Mr. Biggie walked every day, and impressed on me how exercise was a good thing for the body. He would walk up the dirt road about an eighth of a mile to get his water for drinking and dishes. There was a natural spring that ran through a pipe into an enameled tub sitting on the ground. He’d take a dipper to fill his jug or pail that he brought with him. I remember one incident when my father took a bear hide up there and put it on the stone wall above the pasture where the spring was. Mr. Biggie came running at his old man speed, down the road swinging his bucket to tell us there was a bear near the spring. He told my father to go shoot at it. My Dad laughed and told him not to worry because it was just a bear hide and wouldn’t hurt him. He was a little miffed by it but accepted it as humorous.

A couple days later the neighbor lady had taken a walk up past the spring and was also scared by the bear hide. The next day, the game warden came by to ask my father where the bear hide came from. My father told him that he didn’t really know, and technically he wasn’t lying because someone else had given him the hide and didn’t tell him where they had shot the bear! The game warden had to pack up the bear hide in the back of his car and drove it away. I remember Dad saying, “Boy I’d hate to be him! Bet that bear hide really stinks by now!”

Mr. Biggie also walked about two miles plus one way, to the Cavendish town hall every month, and sometimes more frequently, to pick up the government surplus packaged foods that he called his “commodities”. Hunks of cheese, dried grains and cereal, canned potatoes etc..  He walked to the store there a few times in between to pick up something to drink in the way of wine. Once a month when he got his check from the government he would be “gifted” with a ride from some of the local drinkers that knew how to take advantage of his generosity. He’d really get plastered on the days he’d get the “Free” ride. I used to make some money from the two cent returnable empty’s they threw out the car windows on the dirt road.

One day, I checked on Mr. Biggie at his little house next door, and he was passed out on his living room floor, lying there in his union suit and truss. I ran home to tell my mother, “Mom! I think Mr. Biggie is dead on the floor!”

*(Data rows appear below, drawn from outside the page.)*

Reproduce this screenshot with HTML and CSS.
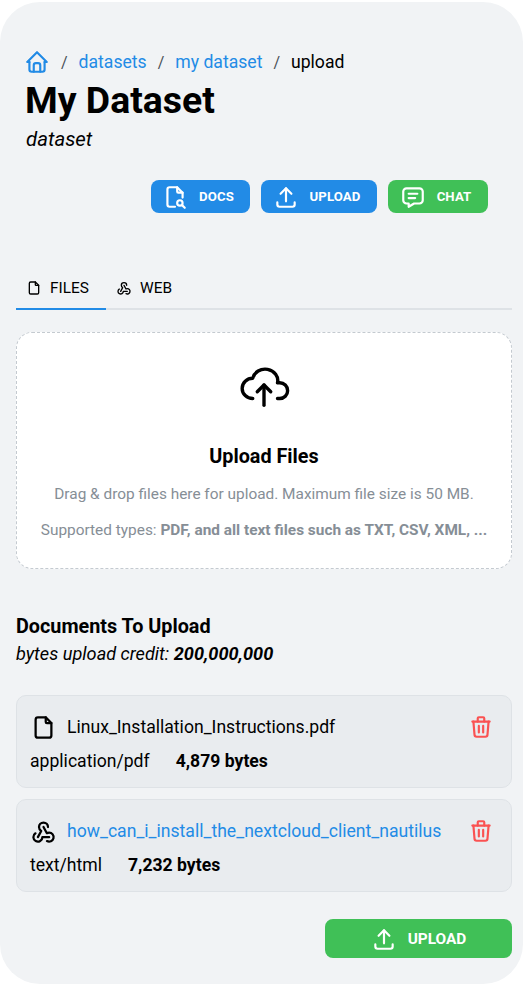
FILE: index.html
```html
<!DOCTYPE html>
<html lang="en">
<head>
<meta charset="utf-8">
<title>Upload</title>
<link rel="stylesheet" href="styles.css">
</head>
<body>
<svg width="0" height="0" class="defs">
  <symbol id="i-home" viewBox="0 0 24 24"><path d="M5 12l-2 0l9 -9l9 9l-2 0"/><path d="M5 12v7a2 2 0 0 0 2 2h10a2 2 0 0 0 2 -2v-7"/><path d="M9 21v-6a2 2 0 0 1 2 -2h2a2 2 0 0 1 2 2v6"/></symbol>
  <symbol id="i-docs" viewBox="0 0 24 24"><path d="M14 3v4a1 1 0 0 0 1 1h4"/><path d="M12 21h-5a2 2 0 0 1 -2 -2v-14a2 2 0 0 1 2 -2h7l5 5v4.5"/><path d="M16.5 17.5m-2.5 0a2.5 2.5 0 1 0 5 0a2.5 2.5 0 1 0 -5 0"/><path d="M18.5 19.5l2.5 2.5"/></symbol>
  <symbol id="i-upload" viewBox="0 0 24 24"><path d="M4 17v2a2 2 0 0 0 2 2h12a2 2 0 0 0 2 -2v-2"/><path d="M7 9l5 -5l5 5"/><path d="M12 4l0 12"/></symbol>
  <symbol id="i-chat" viewBox="0 0 24 24"><path d="M8 9h8"/><path d="M8 13h6"/><path d="M18 4a3 3 0 0 1 3 3v8a3 3 0 0 1 -3 3h-5l-5 3v-3h-2a3 3 0 0 1 -3 -3v-8a3 3 0 0 1 3 -3h12z"/></symbol>
  <symbol id="i-file" viewBox="0 0 24 24"><path d="M14 3v4a1 1 0 0 0 1 1h4"/><path d="M17 21h-10a2 2 0 0 1 -2 -2v-14a2 2 0 0 1 2 -2h7l5 5v11a2 2 0 0 1 -2 2z"/></symbol>
  <symbol id="i-web" viewBox="0 0 24 24"><path d="M4.876 13.61a4 4 0 1 0 6.124 3.39h6"/><path d="M15.066 20.502a4 4 0 1 0 1.934 -7.502c-.706 0 -1.424 .179 -2 .5l-3 -5.5"/><path d="M16 8a4 4 0 1 0 -8 0c0 1.506 .77 2.818 2 3.5l-3 5.5"/></symbol>
  <symbol id="i-cloud" viewBox="0 0 24 24"><path d="M7 18a4.6 4.4 0 0 1 0 -9a5 4.5 0 0 1 11 2h1a3.5 3.5 0 0 1 0 7h-1"/><path d="M9 15l3 -3l3 3"/><path d="M12 12l0 9"/></symbol>
  <symbol id="i-trash" viewBox="0 0 24 24"><path d="M4 7l16 0"/><path d="M10 11l0 6"/><path d="M14 11l0 6"/><path d="M5 7l1 12a2 2 0 0 0 2 2h8a2 2 0 0 0 2 -2l1 -12"/><path d="M9 7v-3a1 1 0 0 1 1 -1h4a1 1 0 0 1 1 1v3"/></symbol>
</svg>
<main class="screen">
  <nav class="crumbs">
    <a class="crumb-home"><svg class="icon ic-home"><use href="#i-home"/></svg></a>
    <span class="sep">/</span>
    <a class="link">datasets</a>
    <span class="sep">/</span>
    <a class="link">my dataset</a>
    <span class="sep">/</span>
    <span class="current">upload</span>
  </nav>
  <h1 class="title">My Dataset</h1>
  <p class="subtitle">dataset</p>

  <div class="actions">
    <a class="btn btn-blue btn-docs"><svg class="icon ic-btn"><use href="#i-docs"/></svg><span>Docs</span></a>
    <a class="btn btn-blue btn-up"><svg class="icon ic-btn"><use href="#i-upload"/></svg><span>Upload</span></a>
    <a class="btn btn-green btn-chat"><svg class="icon ic-btn"><use href="#i-chat"/></svg><span>Chat</span></a>
  </div>

  <div class="tabs">
    <div class="tab tab-active"><svg class="icon ic-tab"><use href="#i-file"/></svg><span>FILES</span></div>
    <div class="tab"><svg class="icon ic-tab"><use href="#i-web"/></svg><span>WEB</span></div>
  </div>

  <section class="drop">
    <svg class="icon ic-cloud"><use href="#i-cloud"/></svg>
    <h2 class="drop-title">Upload Files</h2>
    <p class="drop-text">Drag &amp; drop files here for upload. Maximum file size is 50 MB.</p>
    <p class="drop-text drop-types">Supported types: <b>PDF, and all text files such as TXT, CSV, XML, ...</b></p>
  </section>

  <h3 class="docs-title">Documents To Upload</h3>
  <p class="credit">bytes upload credit: <b>200,000,000</b></p>

  <div class="docs">
    <article class="doc">
      <div class="doc-row">
        <svg class="icon ic-doc"><use href="#i-file"/></svg>
        <span class="doc-name">Linux_Installation_Instructions.pdf</span>
        <svg class="icon ic-trash"><use href="#i-trash"/></svg>
      </div>
      <div class="doc-meta"><span>application/pdf</span><b>4,879 bytes</b></div>
    </article>
    <article class="doc">
      <div class="doc-row">
        <svg class="icon ic-doc"><use href="#i-web"/></svg>
        <a class="doc-name link">how_can_i_install_the_nextcloud_client_nautilus</a>
        <svg class="icon ic-trash"><use href="#i-trash"/></svg>
      </div>
      <div class="doc-meta"><span>text/html</span><b>7,232 bytes</b></div>
    </article>
  </div>

  <div class="submit-row">
    <a class="btn btn-green btn-submit"><svg class="icon ic-btn"><use href="#i-upload"/></svg><span>Upload</span></a>
  </div>
</main>
</body>
</html>
```
FILE: styles.css
```css
* { box-sizing: border-box; }
html, body { margin: 0; padding: 0; background: #fff; }
body { font-family: Roboto, "Liberation Sans", sans-serif; color: #000; height: 984px; overflow: hidden; }
.defs { position: absolute; }
.icon { fill: none; stroke: currentColor; stroke-width: 2; stroke-linecap: round; stroke-linejoin: round; flex: none; display: block; }
.screen { margin-top: 2px; height: 982px; background: #f1f3f5; border-radius: 40px; padding: 45px 11px 0 16px; overflow: hidden; }
.crumbs { display: flex; align-items: center; height: 30px; font-size: 17.6px; }
.crumb-home { color: #228be6; margin-left: 8px; display: block; }
.ic-home { width: 26px; height: 26px; }
.sep { color: #495057; margin: 0 11px; font-size: 16px; }
.link { color: #228be6; }
.title { font-size: 37.4px; font-weight: 700; line-height: 44px; margin: 1px 0 0 9px; }
.subtitle { font-style: italic; font-size: 20.4px; line-height: 28px; margin: 3px 0 0 10px; }
.actions { display: flex; justify-content: flex-end; gap: 11px; margin: 27px 24px 0 0; }
.btn { display: flex; align-items: center; justify-content: center; gap: 11px; color: #fff; font-weight: 700; font-size: 13.2px; letter-spacing: 0.1px; text-transform: uppercase; height: 33px; border-radius: 8px; }
.btn-blue { background: #228be6; }
.btn-green { background: #40c057; }
.btn-docs { width: 99px; padding-right: 5px; }
.btn-up { width: 116px; padding-right: 5px; }
.btn-chat { width: 100px; padding-right: 5px; }
.ic-btn { width: 26px; height: 26px; }
.tabs { display: flex; margin-top: 57px; border-bottom: 2px solid #dee2e6; height: 40px; }
.tab { display: flex; align-items: center; gap: 8px; font-size: 15.4px; height: 40px; padding: 0 10px 3px; margin-bottom: -2px; border-bottom: 2px solid transparent; }
.tab-active { border-bottom-color: #228be6; width: 90px; }
.ic-tab { width: 16px; height: 16px; }
.drop { margin-top: 22px; height: 237px; background: #fff; border: 1px dashed #c4cad0; border-radius: 16px; display: flex; flex-direction: column; align-items: center; padding-top: 25px; }
.ic-cloud { width: 54px; height: 54px; stroke-width: 1.5; }
.drop-title { font-size: 19.8px; font-weight: 700; line-height: 28px; margin: 31px 0 0; }
.drop-text { color: #868e96; font-size: 15.4px; line-height: 22px; margin: 12px 0 0; white-space: nowrap; }
.drop-types { margin-top: 14px; }
.docs-title { font-size: 19.8px; font-weight: 700; line-height: 28px; margin: 44px 0 0; }
.credit { font-style: italic; font-size: 18.15px; line-height: 26px; margin: 0; }
.credit b { font-weight: 700; }
.docs { display: flex; flex-direction: column; gap: 11px; margin-top: 28px; }
.doc { height: 93px; background: #e9ecef; border: 1px solid #dee2e6; border-radius: 10px; padding: 16px 17px 0 13px; }
.doc-row { display: flex; align-items: center; height: 30px; }
.ic-doc { width: 27px; height: 27px; }
.doc-name { flex: 1; font-size: 17.6px; margin-left: 10px; white-space: nowrap; }
.ic-trash { width: 26px; height: 26px; color: #fa5252; }
.doc-meta { display: flex; gap: 26px; font-size: 17.6px; line-height: 26px; margin-top: 6px; }
.doc-meta b { font-weight: 700; }
.submit-row { display: flex; justify-content: flex-end; margin-top: 27px; }
.btn-submit { width: 187px; height: 39px; font-size: 15.4px; letter-spacing: 0; }
```
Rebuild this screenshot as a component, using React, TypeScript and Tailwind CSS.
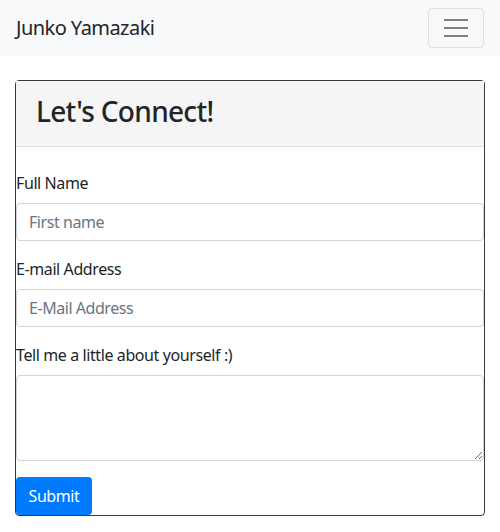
export default function App() {
  const font = "font-['Noto_Sans','Open_Sans',sans-serif]";
  const inputCls =
    "h-[38px] w-full rounded-[4px] border border-[#ced4da] px-3 text-[16px] tracking-[-0.45px] placeholder:text-[#6c757d]";
  const labelCls = "text-[16px] leading-6 tracking-[-0.4px]";
  return (
    <div className={`min-h-[532px] w-[500px] bg-white text-[#212529] ${font}`}>
      <nav className="flex h-[56px] items-center justify-between bg-[#f8f9fa] pl-4 pr-4">
        <span className="text-[20px] leading-[30px] tracking-[-0.55px]">Junko Yamazaki</span>
        <button className="flex h-[40px] w-[56px] flex-col items-center justify-center gap-[6px] rounded-[4px] border border-[#dfe0e1]">
          <span className="h-[2px] w-[24px] bg-[#7f7f7f]" />
          <span className="h-[2px] w-[24px] bg-[#7f7f7f]" />
          <span className="h-[2px] w-[24px] bg-[#7f7f7f]" />
        </button>
      </nav>
      <div className="px-[15px] pt-[24px]">
        <div className="flex flex-col rounded-[4px] border border-[#343a40]">
          <div className="flex h-[66px] items-center border-b border-[#dcdcdc] bg-[#f5f5f5] px-5 pb-[6px]">
            <h2 className="text-[28px] font-medium leading-[38px] tracking-[-0.7px]">Let's Connect!</h2>
          </div>
          <form className="flex flex-col pt-[24px]">
            <label className={`mb-2 ${labelCls}`}>Full Name</label>
            <input placeholder="First name" className={inputCls} />
            <label className={`mb-2 mt-4 ${labelCls}`}>E-mail Address</label>
            <input placeholder="E-Mail Address" className={inputCls} />
            <label className={`mb-2 mt-4 ${labelCls}`}>Tell me a little about yourself :)</label>
            <textarea className="h-[86px] w-full rounded-[4px] border border-[#ced4da] px-3 py-[6px] text-[16px]" />
            <div className="mt-4">
              <button
                type="button"
                className="h-[38px] w-[76px] rounded-[4px] bg-[#007bff] text-[16px] tracking-[-0.4px] text-white"
              >
                Submit
              </button>
            </div>
          </form>
        </div>
      </div>
    </div>
  );
}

She frantically ran up to the house and came out looking angry. “He isn’t dead, he’s drunk!” she said holding up a nearly empty bottle of gin. A little later, Dad and a neighbor went up to put Mr. Biggie on his bed to “sleep it off”.

My mother asked the neighbor if he’d had enough gin to make him that drunk. The neighbor said, “Just that little bit left in the bottle is enough to make a healthy man drunk.” Month after month Mr. Biggie would repeat the ritual of treating the younger guys to their binge drinking escapade.

One year my great-great grandmother moved in with us for several months or more. We had a very small house which also lacked many modern conveniences, so it was quite an imposition. One day my mother suggested that she go and visit Mr. Biggie because they were similar ages. She came back not long after and disgustedly said he had tried to get romantic with her and that she’d never go back to visit him. I found it hard to believe he was hitting on her as they were both in their 90’s!

Eventually Mr. Biggie moved away to a care facility. He died when he was just shy of 100 years old. People that knew him weren’t as interested in his view of the changes of the world as they could have been, and I was too young at the time to realize this value. It would have been interesting to get his personal slant on the progress of this country for a century, 1870’s – 1970’s.